Task requirements = Write out each line that follows exactly as it stands, without the pictures.
-.-.-
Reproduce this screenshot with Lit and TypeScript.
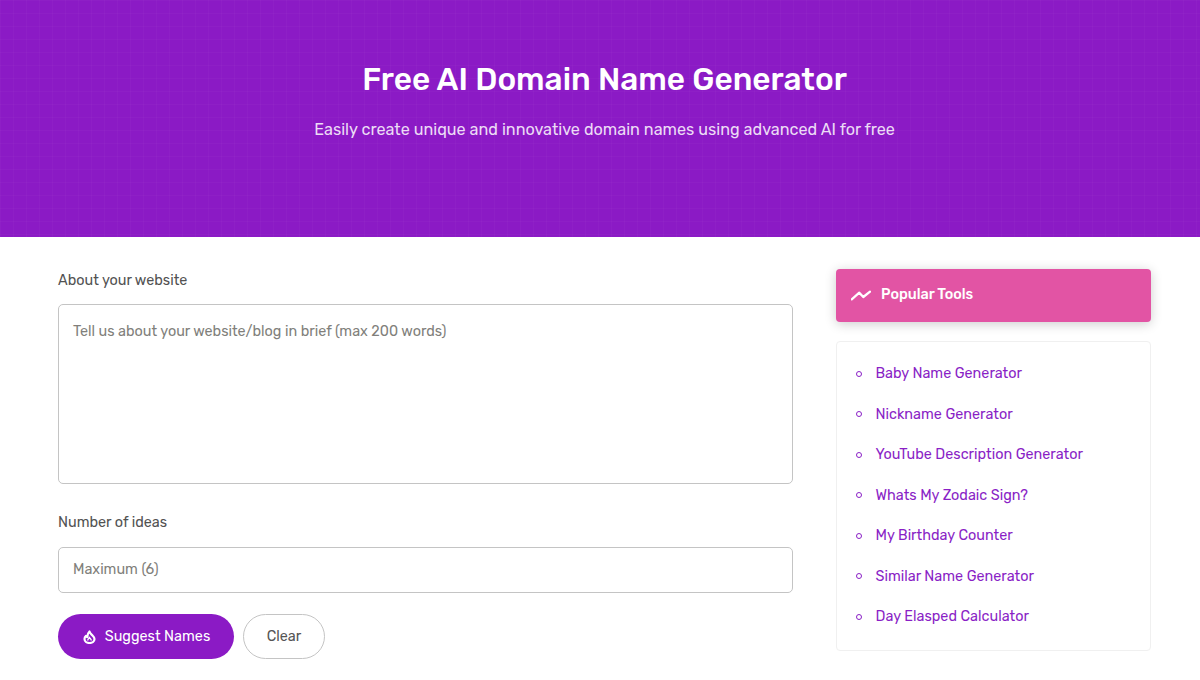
import { LitElement, html, css } from "lit";
import { customElement } from "lit/decorators.js";

const tools = ["Baby Name Generator","Nickname Generator","YouTube Description Generator","Whats My Zodaic Sign?","My Birthday Counter","Similar Name Generator","Day Elasped Calculator"];

@customElement("app-root")
export class AppRoot extends LitElement {
  static styles = css`
    :host { display:block; height:680px; overflow:hidden; background:#fff; font-family:Rubik,"Inter","Noto Sans",sans-serif; }
    .hero { height:237px; box-sizing:border-box; background-color:#8b1ac5; background-image:linear-gradient(rgba(255,255,255,.022) 1px,transparent 1px),linear-gradient(90deg,rgba(255,255,255,.022) 1px,transparent 1px); background-size:13px 13px; text-align:center; color:#fff; padding:60px 0 0 9px; }
    h1 { margin:0; font-size:31.6px; line-height:38px; font-weight:500; }
    .hero p { margin:20px 0 0; font-size:16.2px; line-height:24px; color:#ecdcf5; }
    .main { display:flex; padding:32px 49px 0 58px; justify-content:space-between; }
    .form { width:735px; padding-top:1px; }
    label { display:block; font-size:14.4px; line-height:22px; color:#525252; margin-bottom:13px; }
    label.first { margin-bottom:12px; }
    .field { box-sizing:border-box; width:100%; border:1px solid #c4c4c4; border-radius:5px; padding:0 14px; font-size:14.4px; color:#817f7b; }
    .area { height:180px; padding-top:17px; line-height:20px; margin-bottom:28px; }
    .input { height:46px; line-height:44px; }
    .btns { display:flex; gap:9px; margin-top:21px; }
    .btn { display:flex; align-items:center; justify-content:center; height:45px; border-radius:23px; font-size:14.4px; box-sizing:border-box; }
    .go { width:176px; background:#8b1ac5; color:#fff; gap:9px; padding-left:1px; }
    .clear { width:82px; border:1px solid #c4c4c4; color:#555; }
    aside { width:315px; }
    .pop { display:flex; align-items:center; gap:10px; height:53px; padding:0 0 2px 15px; box-sizing:border-box; background:#e254a4; color:#fff; border-radius:4px; font-size:14.4px; font-weight:500; box-shadow:0 2px 12px rgba(0,0,0,.2); }
    ul { list-style:none; margin:19px 0 0; padding:11.300px 19px 13px; border:1px solid #f0f0f0; border-radius:4px; }
    li { display:flex; align-items:center; height:40.5px; font-size:14.4px; color:#8a1fc6; }
    li i { width:4px; height:4px; border:1px solid #8a1fc6; border-radius:50%; margin-right:13.500px; }
  `;
  render() {
    return html`
      <section class="hero"><h1>Free AI Domain Name Generator</h1><p>Easily create unique and innovative domain names using advanced AI for free</p></section>
      <div class="main">
        <div class="form">
          <label class="first">About your website</label>
          <div class="field area">Tell us about your website/blog in brief (max 200 words)</div>
          <label>Number of ideas</label>
          <div class="field input">Maximum (6)</div>
          <div class="btns">
            <div class="btn go"><svg width="13" height="14" viewBox="0 0 13 14" fill="none" stroke="#fff"><path stroke-width="2.200" stroke-linejoin="round" d="M6.500 1.500C7 3.500 8 4 9.500 5.500 11 7 11.500 8 11.500 9a5 4 0 0 1-10 0c0-1.500.7-2.500 1.500-3.200.3.800.8 1.200 1.500 1.300C4.300 5 5 3 6.500 1.500z"/><path stroke-width="1.400" d="M4.700 10.500c0-1.200 1-1.700 1.800-3 .8 1.300 1.800 1.800 1.800 3"/></svg>Suggest Names</div>
            <div class="btn clear">Clear</div>
          </div>
        </div>
        <aside>
          <div class="pop"><svg width="20" height="12" viewBox="0 0 20 12" fill="none" stroke="#fff" stroke-width="2.300" stroke-linecap="round" stroke-linejoin="round"><path d="M.700 10.300 8.300 3.700 12.300 8 19 2.700"/></svg>Popular Tools</div>
          <ul>${tools.map(t => html`<li><i></i>${t}</li>`)}</ul>
        </aside>
      </div>`;
  }
}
-.-.-
Result of the task =
Reproduce this screenshot with Lit and TypeScript.
import { LitElement, html, css } from "lit";
import { customElement } from "lit/decorators.js";

const tools = ["Baby Name Generator","Nickname Generator","YouTube Description Generator","Whats My Zodaic Sign?","My Birthday Counter","Similar Name Generator","Day Elasped Calculator"];

@customElement("app-root")
export class AppRoot extends LitElement {
  static styles = css`
    :host { display:block; height:680px; overflow:hidden; background:#fff; font-family:Rubik,"Inter","Noto Sans",sans-serif; }
    .hero { height:237px; box-sizing:border-box; background-color:#8b1ac5; background-image:linear-gradient(rgba(255,255,255,.022) 1px,transparent 1px),linear-gradient(90deg,rgba(255,255,255,.022) 1px,transparent 1px); background-size:13px 13px; text-align:center; color:#fff; padding:60px 0 0 9px; }
    h1 { margin:0; font-size:31.6px; line-height:38px; font-weight:500; }
    .hero p { margin:20px 0 0; font-size:16.2px; line-height:24px; color:#ecdcf5; }
    .main { display:flex; padding:32px 49px 0 58px; justify-content:space-between; }
    .form { width:735px; padding-top:1px; }
    label { display:block; font-size:14.4px; line-height:22px; color:#525252; margin-bottom:13px; }
    label.first { margin-bottom:12px; }
    .field { box-sizing:border-box; width:100%; border:1px solid #c4c4c4; border-radius:5px; padding:0 14px; font-size:14.4px; color:#817f7b; }
    .area { height:180px; padding-top:17px; line-height:20px; margin-bottom:28px; }
    .input { height:46px; line-height:44px; }
    .btns { display:flex; gap:9px; margin-top:21px; }
    .btn { display:flex; align-items:center; justify-content:center; height:45px; border-radius:23px; font-size:14.4px; box-sizing:border-box; }
    .go { width:176px; background:#8b1ac5; color:#fff; gap:9px; padding-left:1px; }
    .clear { width:82px; border:1px solid #c4c4c4; color:#555; }
    aside { width:315px; }
    .pop { display:flex; align-items:center; gap:10px; height:53px; padding:0 0 2px 15px; box-sizing:border-box; background:#e254a4; color:#fff; border-radius:4px; font-size:14.4px; font-weight:500; box-shadow:0 2px 12px rgba(0,0,0,.2); }
    ul { list-style:none; margin:19px 0 0; padding:11.300px 19px 13px; border:1px solid #f0f0f0; border-radius:4px; }
    li { display:flex; align-items:center; height:40.5px; font-size:14.4px; color:#8a1fc6; }
    li i { width:4px; height:4px; border:1px solid #8a1fc6; border-radius:50%; margin-right:13.500px; }
  `;
  render() {
    return html`
      <section class="hero"><h1>Free AI Domain Name Generator</h1><p>Easily create unique and innovative domain names using advanced AI for free</p></section>
      <div class="main">
        <div class="form">
          <label class="first">About your website</label>
          <div class="field area">Tell us about your website/blog in brief (max 200 words)</div>
          <label>Number of ideas</label>
          <div class="field input">Maximum (6)</div>
          <div class="btns">
            <div class="btn go"><svg width="13" height="14" viewBox="0 0 13 14" fill="none" stroke="#fff"><path stroke-width="2.200" stroke-linejoin="round" d="M6.500 1.500C7 3.500 8 4 9.500 5.500 11 7 11.500 8 11.500 9a5 4 0 0 1-10 0c0-1.500.7-2.500 1.500-3.200.3.800.8 1.200 1.500 1.300C4.300 5 5 3 6.500 1.500z"/><path stroke-width="1.400" d="M4.700 10.500c0-1.200 1-1.700 1.800-3 .8 1.300 1.800 1.800 1.800 3"/></svg>Suggest Names</div>
            <div class="btn clear">Clear</div>
          </div>
        </div>
        <aside>
          <div class="pop"><svg width="20" height="12" viewBox="0 0 20 12" fill="none" stroke="#fff" stroke-width="2.300" stroke-linecap="round" stroke-linejoin="round"><path d="M.700 10.300 8.300 3.700 12.300 8 19 2.700"/></svg>Popular Tools</div>
          <ul>${tools.map(t => html`<li><i></i>${t}</li>`)}</ul>
        </aside>
      </div>`;
  }
}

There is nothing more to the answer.